この「スラムダンク論語」は、スラムダンクのセリフの後に論語の一文を並べ、その類似性について著者が2ページほどの感想文を載せる安易な構成。60本ほど、そんな感じの話が続いていて「これで本になるんだったら誰でも本を書けるよ」と思うんだけど、良い本だ。スラムダンクが良い。論語が良い。素材が良いから、それだけで泣けちゃいます。遠越段自身も、そんな良い文章を書いてるわけじゃないけど、この2つに惚れ込んでるのが伝わってくる。特に「君子」を「成長する人」と訳してるのが良いね。そうだ。君子は完成体ではない。
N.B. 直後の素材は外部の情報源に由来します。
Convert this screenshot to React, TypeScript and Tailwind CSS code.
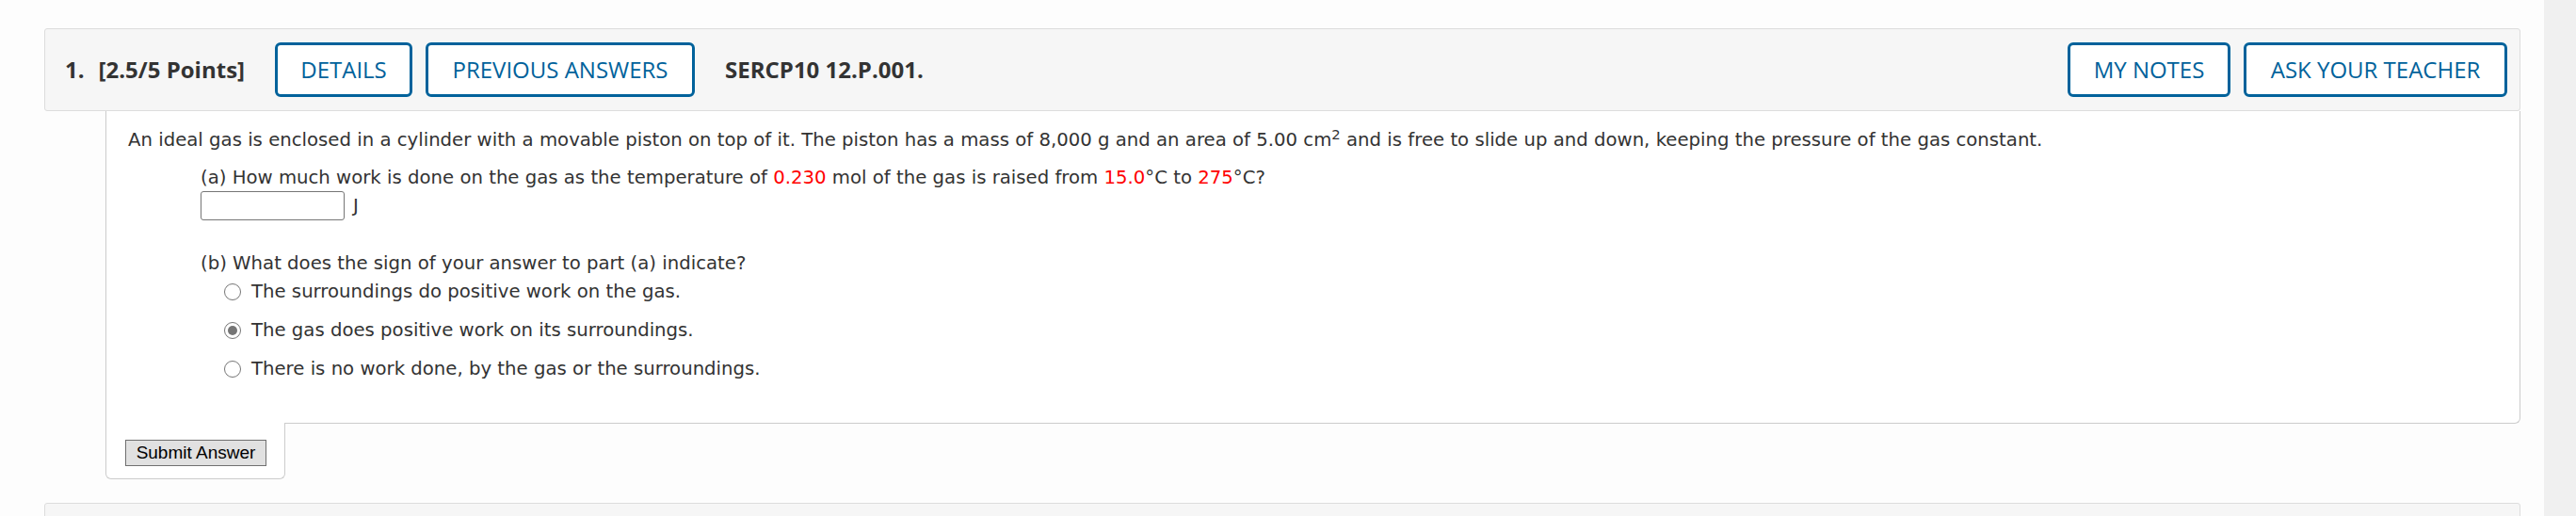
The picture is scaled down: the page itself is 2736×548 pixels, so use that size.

常に向上し続ける「途上の人」のことなのだ。


 安西先生! バスケがしたいです・・・
 「過ちて改めざる、是れ、過ちと謂う」


身体を壊し、不良グループに入っていた三井寿が、自分の中にある「バスケへの愛」に気づいたときのセリフ。これと孔子さまの「過ちて改めざる」とを組み合わせるのは反則だなあ。響き合ってます。自分が間違っていたことに気づいたとき、それを認めるのが勇気です。自分と闘うことです。そして、自分と闘える人間だけが、自分にしかできない道を突き進むことが出来ます。孔子さまは過激な人です。社会に組み込まれ安住する人間を嫌います。己の欲望を譲るな。どこまでも真っ向勝負で行け。